I would like to talk a little more about these volunteers. When they come and work in Canberra you get to know them better. Tahlia, from Wodonga, who is now living in Melbourne, is a mentor and facilitator for young Aboriginal and Torres Strait Islanders from all around Victoria and in some cases nationally. She helps young people engage in areas of education, voting, health and well-being. I am delighted to see Linda Burney in the chamber. Linda took the opportunity speak with them and inspire them and give them the courage. When young people come to Canberra and they get the opportunity to meet members of parliament, they can get to know us as individuals, and they can see, 'Well, I could be like that when I grow up.' And I know, Linda, that that is exactly what you provided to Tahlia.

Billy is a young musician from Wodonga. He works as a structured workplace learning team member at North East Local Learning and Employment Network. He leads our young people in music industry projects. Corey, from Yackandandah, is now studying a double degree at Deakin University. He is studying a bachelor of law and a bachelor of international studies. In 2014 Corey was part of the Wodonga Council Youth Leadership Program. He volunteered in my office and he just loved being part of the hurly-burly and the bustle. I know that he spread the warmth and the love of parliament—which I think people so rarely see—back to his educational environment and back to his community of Yackandandah.

Claudia, who is with us tonight, is from Wodonga and is now living in Melbourne. She graduated with a bachelor of arts from the University of Melbourne. Following her completion of the Victorian parliament intern program, she came to my office. This week while she has been up here, she has been the person to guide and help the people from my community who are visiting, as happens in the offices of many members of parliament. This week we have had the Alpine Valley's leadership program doing leadership development work, and Claudia has been able to sit in on their program for the two days. She has also provided great insight and help in our office. So thank you, Claudia. I really appreciate having you here.

One of the things that makes what happens in Indi so important, and what Bridget McKenzie and the minister have been able to do with this legislation, is to say, 'We've got to go and listen to young people and we've got to get rid of the barriers that stop them participating.' There are so many barriers and challenges that young people who live in rural and regional areas face. So, while it is of course really good that we have begun working with these problems around youth allowance and we have sorted out some of the obvious inconsistencies, there is so much more to do.

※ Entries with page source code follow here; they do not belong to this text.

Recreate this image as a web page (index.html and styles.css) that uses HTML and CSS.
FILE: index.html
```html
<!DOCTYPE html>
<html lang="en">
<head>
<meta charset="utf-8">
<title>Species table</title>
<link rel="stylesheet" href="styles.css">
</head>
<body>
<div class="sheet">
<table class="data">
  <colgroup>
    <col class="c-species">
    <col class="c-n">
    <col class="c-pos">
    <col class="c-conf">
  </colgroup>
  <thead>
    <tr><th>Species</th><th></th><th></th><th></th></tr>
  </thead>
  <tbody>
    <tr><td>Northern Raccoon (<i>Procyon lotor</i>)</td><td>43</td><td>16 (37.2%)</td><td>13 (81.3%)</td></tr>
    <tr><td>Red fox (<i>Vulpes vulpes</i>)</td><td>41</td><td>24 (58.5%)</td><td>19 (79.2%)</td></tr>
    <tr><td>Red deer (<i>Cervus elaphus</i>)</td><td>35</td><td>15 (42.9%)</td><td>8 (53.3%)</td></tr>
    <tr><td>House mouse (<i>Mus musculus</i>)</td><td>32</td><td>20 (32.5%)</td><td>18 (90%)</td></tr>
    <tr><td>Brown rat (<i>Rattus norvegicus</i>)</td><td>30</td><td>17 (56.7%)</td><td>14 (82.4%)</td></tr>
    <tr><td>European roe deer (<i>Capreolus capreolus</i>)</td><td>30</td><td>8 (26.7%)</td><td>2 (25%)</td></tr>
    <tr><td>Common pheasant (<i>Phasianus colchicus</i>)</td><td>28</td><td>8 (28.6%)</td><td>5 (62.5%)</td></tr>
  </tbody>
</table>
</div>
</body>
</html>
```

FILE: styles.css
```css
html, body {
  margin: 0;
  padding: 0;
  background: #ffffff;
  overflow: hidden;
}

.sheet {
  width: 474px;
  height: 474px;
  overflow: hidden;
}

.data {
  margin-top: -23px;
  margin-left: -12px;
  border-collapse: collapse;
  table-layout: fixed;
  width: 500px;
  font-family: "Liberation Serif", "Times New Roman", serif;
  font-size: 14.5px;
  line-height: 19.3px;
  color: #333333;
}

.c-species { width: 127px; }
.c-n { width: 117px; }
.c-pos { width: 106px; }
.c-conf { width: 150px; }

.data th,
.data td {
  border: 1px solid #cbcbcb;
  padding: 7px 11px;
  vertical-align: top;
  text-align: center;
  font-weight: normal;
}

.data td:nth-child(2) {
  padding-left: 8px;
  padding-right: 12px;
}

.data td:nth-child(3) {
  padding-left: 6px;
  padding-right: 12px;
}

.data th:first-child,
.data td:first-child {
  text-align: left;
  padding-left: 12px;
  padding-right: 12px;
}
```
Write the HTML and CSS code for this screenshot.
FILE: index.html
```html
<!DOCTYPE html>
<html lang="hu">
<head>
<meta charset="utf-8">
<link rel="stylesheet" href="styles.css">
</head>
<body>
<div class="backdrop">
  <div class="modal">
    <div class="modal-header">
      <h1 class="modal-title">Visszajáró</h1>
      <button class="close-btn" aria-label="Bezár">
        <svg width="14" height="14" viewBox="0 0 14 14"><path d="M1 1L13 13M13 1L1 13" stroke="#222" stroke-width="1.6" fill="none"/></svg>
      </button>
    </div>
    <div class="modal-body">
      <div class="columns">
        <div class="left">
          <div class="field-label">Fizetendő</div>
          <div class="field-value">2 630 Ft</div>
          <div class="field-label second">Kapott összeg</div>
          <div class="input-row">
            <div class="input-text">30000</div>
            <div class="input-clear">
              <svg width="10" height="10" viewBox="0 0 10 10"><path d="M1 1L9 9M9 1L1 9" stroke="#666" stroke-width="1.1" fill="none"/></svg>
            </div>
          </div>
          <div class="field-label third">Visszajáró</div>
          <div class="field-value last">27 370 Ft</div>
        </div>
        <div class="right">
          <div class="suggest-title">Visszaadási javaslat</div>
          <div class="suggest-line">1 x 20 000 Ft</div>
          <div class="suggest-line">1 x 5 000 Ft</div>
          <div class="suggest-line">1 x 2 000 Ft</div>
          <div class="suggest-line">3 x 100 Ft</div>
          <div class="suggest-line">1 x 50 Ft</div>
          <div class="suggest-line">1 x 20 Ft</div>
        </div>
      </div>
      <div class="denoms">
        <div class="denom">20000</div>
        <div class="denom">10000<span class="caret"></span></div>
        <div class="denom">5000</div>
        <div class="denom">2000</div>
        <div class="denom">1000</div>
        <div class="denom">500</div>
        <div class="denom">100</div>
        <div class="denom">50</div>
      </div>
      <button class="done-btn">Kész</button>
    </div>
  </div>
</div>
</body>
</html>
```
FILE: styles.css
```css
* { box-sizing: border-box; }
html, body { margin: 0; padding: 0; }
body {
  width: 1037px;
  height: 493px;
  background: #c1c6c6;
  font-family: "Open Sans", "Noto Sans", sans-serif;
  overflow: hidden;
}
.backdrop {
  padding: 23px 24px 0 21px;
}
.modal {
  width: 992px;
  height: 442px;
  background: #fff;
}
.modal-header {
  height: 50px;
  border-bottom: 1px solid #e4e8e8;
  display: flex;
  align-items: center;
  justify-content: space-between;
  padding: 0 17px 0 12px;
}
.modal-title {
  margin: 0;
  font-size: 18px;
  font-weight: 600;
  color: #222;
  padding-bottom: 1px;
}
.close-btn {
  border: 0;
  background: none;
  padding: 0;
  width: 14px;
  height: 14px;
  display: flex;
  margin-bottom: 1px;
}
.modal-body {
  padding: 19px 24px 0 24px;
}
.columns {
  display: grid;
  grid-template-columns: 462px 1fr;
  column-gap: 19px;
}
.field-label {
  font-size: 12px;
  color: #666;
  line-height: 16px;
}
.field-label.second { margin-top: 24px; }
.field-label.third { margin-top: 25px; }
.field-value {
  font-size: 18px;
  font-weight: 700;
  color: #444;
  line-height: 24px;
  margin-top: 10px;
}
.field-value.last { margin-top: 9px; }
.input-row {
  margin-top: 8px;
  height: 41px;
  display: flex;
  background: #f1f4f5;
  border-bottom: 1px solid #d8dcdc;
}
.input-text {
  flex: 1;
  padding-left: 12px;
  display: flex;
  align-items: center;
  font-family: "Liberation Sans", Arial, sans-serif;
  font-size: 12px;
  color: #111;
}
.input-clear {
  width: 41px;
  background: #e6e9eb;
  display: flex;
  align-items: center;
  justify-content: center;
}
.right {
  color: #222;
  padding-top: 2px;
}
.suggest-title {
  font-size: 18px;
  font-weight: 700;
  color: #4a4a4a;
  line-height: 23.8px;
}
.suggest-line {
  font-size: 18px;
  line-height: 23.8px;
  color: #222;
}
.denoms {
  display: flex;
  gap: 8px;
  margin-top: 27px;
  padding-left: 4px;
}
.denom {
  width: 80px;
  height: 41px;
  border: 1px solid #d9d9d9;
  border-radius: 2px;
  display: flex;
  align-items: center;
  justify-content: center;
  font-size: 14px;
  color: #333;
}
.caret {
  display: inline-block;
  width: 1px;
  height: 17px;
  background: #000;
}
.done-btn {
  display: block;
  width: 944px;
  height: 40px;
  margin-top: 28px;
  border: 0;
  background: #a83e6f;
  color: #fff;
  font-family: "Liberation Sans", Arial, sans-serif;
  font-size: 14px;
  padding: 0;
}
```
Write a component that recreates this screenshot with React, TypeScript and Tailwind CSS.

One of the most critical periods for students is the transition period from December to March when they leave school and work out what they are going to do next. There many factors that affect students during that period. Many country kids take the opportunity to have a gap year, and they want to go and earn money rather than going straight on to university—which is often a good thing; I am not against it. But we have found that the statistics show that the number of students going on to study after the gap year is really low. It is a matter of getting the money, getting yourself to university, leaving home and doing all the really hard yards that go with it. The statistics show that the number of young people from rural and regional areas studying in university is shamefully low. As Senator McKenzie has said, 'A postcode should not determine whether a young person can secure a university degree'—but, sadly, for us it does. We have to do a whole lot more work on getting our young people into study. I am told that, while only 10 per cent of Australians live in rural and remote areas, the evidence suggests that there are a lot fewer of us that actually take on study. Regional students make up only 18.8 per cent of domestic undergraduate students at university compared with 26.4 per cent of the population. That is really shameful and we have to do a lot more work to correct that.

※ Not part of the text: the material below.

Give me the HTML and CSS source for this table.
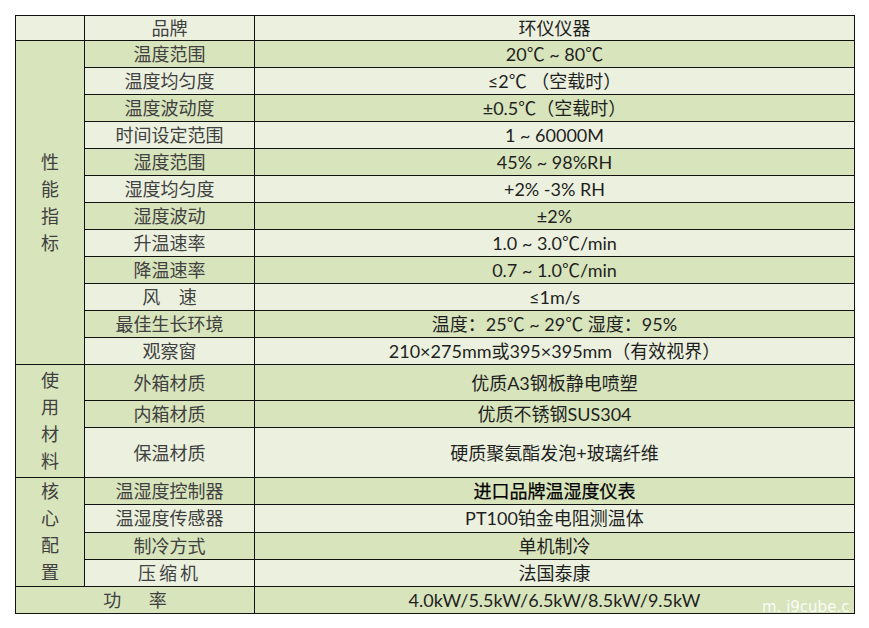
FILE: index.html
```html
<!DOCTYPE html>
<html lang="zh">
<head>
<meta charset="utf-8">
<link rel="stylesheet" href="styles.css">
</head>
<body>
<div class="page">
<table class="spec">
  <colgroup><col class="c1"><col class="c2"><col class="c3"></colgroup>
  <tr class="h25 lt"><td class="grp"></td><td class="lbl">品牌</td><td class="val">环仪仪器</td></tr>
  <tr class="dk"><td class="grp" rowspan="12"><div class="stack"><span>性</span><span>能</span><span>指</span><span>标</span></div></td><td class="lbl">温度范围</td><td class="val">20℃ ~ 80℃</td></tr>
  <tr class="lt"><td class="lbl">温度均匀度</td><td class="val">≤2℃ （空载时）</td></tr>
  <tr class="dk"><td class="lbl">温度波动度</td><td class="val">±0.5℃（空载时）</td></tr>
  <tr class="lt"><td class="lbl">时间设定范围</td><td class="val">1 ~ 60000M</td></tr>
  <tr class="dk"><td class="lbl">湿度范围</td><td class="val">45% ~ 98%RH</td></tr>
  <tr class="lt"><td class="lbl">湿度均匀度</td><td class="val">+2% -3% RH</td></tr>
  <tr class="dk"><td class="lbl">湿度波动</td><td class="val">±2%</td></tr>
  <tr class="lt"><td class="lbl">升温速率</td><td class="val">1.0 ~ 3.0℃/min</td></tr>
  <tr class="dk"><td class="lbl">降温速率</td><td class="val">0.7 ~ 1.0℃/min</td></tr>
  <tr class="lt"><td class="lbl">风&nbsp;&nbsp;&nbsp;&nbsp;速</td><td class="val">≤1m/s</td></tr>
  <tr class="dk"><td class="lbl">最佳生长环境</td><td class="val">温度：25℃ ~ 29℃ 湿度：95%</td></tr>
  <tr class="lt"><td class="lbl">观察窗</td><td class="val">210×275mm或395×395mm（有效视界）</td></tr>
  <tr class="dk h36"><td class="grp" rowspan="3"><div class="stack"><span>使</span><span>用</span><span>材</span><span>料</span></div></td><td class="lbl">外箱材质</td><td class="val">优质A3钢板静电喷塑</td></tr>
  <tr class="dk"><td class="lbl">内箱材质</td><td class="val">优质不锈钢SUS304</td></tr>
  <tr class="lt h50"><td class="lbl">保温材质</td><td class="val">硬质聚氨酯发泡+玻璃纤维</td></tr>
  <tr class="dk"><td class="grp" rowspan="4"><div class="stack"><span>核</span><span>心</span><span>配</span><span>置</span></div></td><td class="lbl">温湿度控制器</td><td class="val strong">进口品牌温湿度仪表</td></tr>
  <tr class="lt"><td class="lbl">温湿度传感器</td><td class="val">PT100铂金电阻测温体</td></tr>
  <tr class="dk"><td class="lbl">制冷方式</td><td class="val">单机制冷</td></tr>
  <tr class="lt"><td class="lbl spaced">压缩机</td><td class="val">法国泰康</td></tr>
  <tr class="dk"><td class="lbl" colspan="2">功&nbsp;&nbsp;&nbsp;&nbsp;&nbsp;&nbsp;率</td><td class="val">4.0kW/5.5kW/6.5kW/8.5kW/9.5kW</td></tr>
</table>
<div class="mark">m. i9cube.c</div>
</div>
</body>
</html>
```

FILE: styles.css
```css
html, body {
  margin: 0;
  padding: 0;
  background: #ffffff;
}

.page {
  position: relative;
  width: 869px;
  height: 628px;
  padding: 15px 0 0 15px;
  box-sizing: border-box;
  overflow: hidden;
}

.spec {
  border-collapse: collapse;
  table-layout: fixed;
  width: 839px;
  font-family: Lato, "Noto Sans CJK SC", sans-serif;
  font-size: 18px;
  color: #222222;
}

.c1 { width: 69px; }
.c2 { width: 170px; }
.c3 { width: 600px; }

.spec td {
  border: 1px solid #111111;
  padding: 0;
  height: 26px;
  line-height: 20px;
  text-align: center;
  vertical-align: middle;
  white-space: nowrap;
  overflow: hidden;
}

.spec tr.h25 td { height: 24px; }
.spec tr.h36 td { height: 35px; }
.spec tr.h50 td { height: 49px; }

.dk td { background: #d8e4bc; }
.lt td { background: #ebf1de; }
.spec td.grp { background: #d8e4bc; }
.spec tr.h25 td.grp { background: #ebf1de; }

.lbl {
  color: #404040;
}

.val {
  color: #1f1f1f;
}

.strong {
  color: #000000;
  -webkit-text-stroke: 0.25px #000000;
}

.spaced {
  letter-spacing: 3px;
}

.stack {
  display: flex;
  flex-direction: column;
  align-items: center;
  color: #404040;
}

.stack span {
  display: block;
  height: 27px;
  line-height: 27px;
}

.mark {
  position: absolute;
  left: 762px;
  top: 598px;
  color: #ffffff;
  font-family: "DejaVu Sans", sans-serif;
  font-size: 15px;
  white-space: nowrap;
  opacity: 0.9;
}
```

But I will not talk more about the problems, because that is not what tonight is about. What I would really like to do is talk about what we as a parliament can do, and I want to focus on some of the work that I would like to put out there. One of the most important things that I think that we could do as a parliament is have a minister for youth affairs. I am not talking about a minister like we have a minister for age affairs or for health, but a really special colleague—one of us who is a networker, a facilitator and a community development person, who can work within the government and with the opposition in a bipartisan way to make sure that all of our policies actually take account of young people. The youth affairs minister's job would be to ensure that every single piece of legislation that comes before the parliament has considered the impact on young people and, where appropriate, the youth affairs minister would then be able to go and work with, for example, local government in my electorate, with the leadership programs in my electorate, and say, 'Okay, we're doing this fantastic work now on legislation that we passed yesterday around rural health and we are looking at pathways to get more doctors into rural health.'

So the youth minister's job would be to work with young people and help them understand where the jobs are and where the barriers are and then they would come back to parliament and work with the government and say, 'Here's the plan of how we need to do it. Let's work together in a bipartisan way to really support the legislation that we passed yesterday about getting more doctors to the country. So how can we work with young people to make sure that they can get the training that they need in the communities that they live in, if that is appropriate, and not have to go to Melbourne or Sydney?'—which is often one of the disincentives.

Next week, on Monday, my colleague from Mayo and I are going to be moving a private member's motion in which we will be calling for the introduction of discussion around a young person's minister. And I really ask my colleagues in the parliament tonight to think about how we would do this, because young people are so special, and the way they work is so different—the digital natives in particular—to how we work. Our solutions are not going to be their solutions, so we need a really clever—and I am sure we can do it—way of working with young people, not only the scheme I am doing, with volunteering, and not only the internship program that is being offered now with Canberra University, but around how we can get the ordinary community leaders, the kids in our schools and the kids who run our community groups so well, interested in parliament and how it works and get their voices heard in this place.

So, the member for Mayo and I are hoping we can start a discussion with our colleagues on both sides of parliament, and then perhaps after the budget comes down we can spend some more time in the winter and spring sessions bringing up for next year a private member's bill that hopefully gets the support of both sides of parliament and that gives us a young people's minister who will really help us do the work and give us that step up. With young people's involvement, this country really could reach its potential. The Prime Minister is always asking us to be innovative. The way to do it is to get our young people into parliament.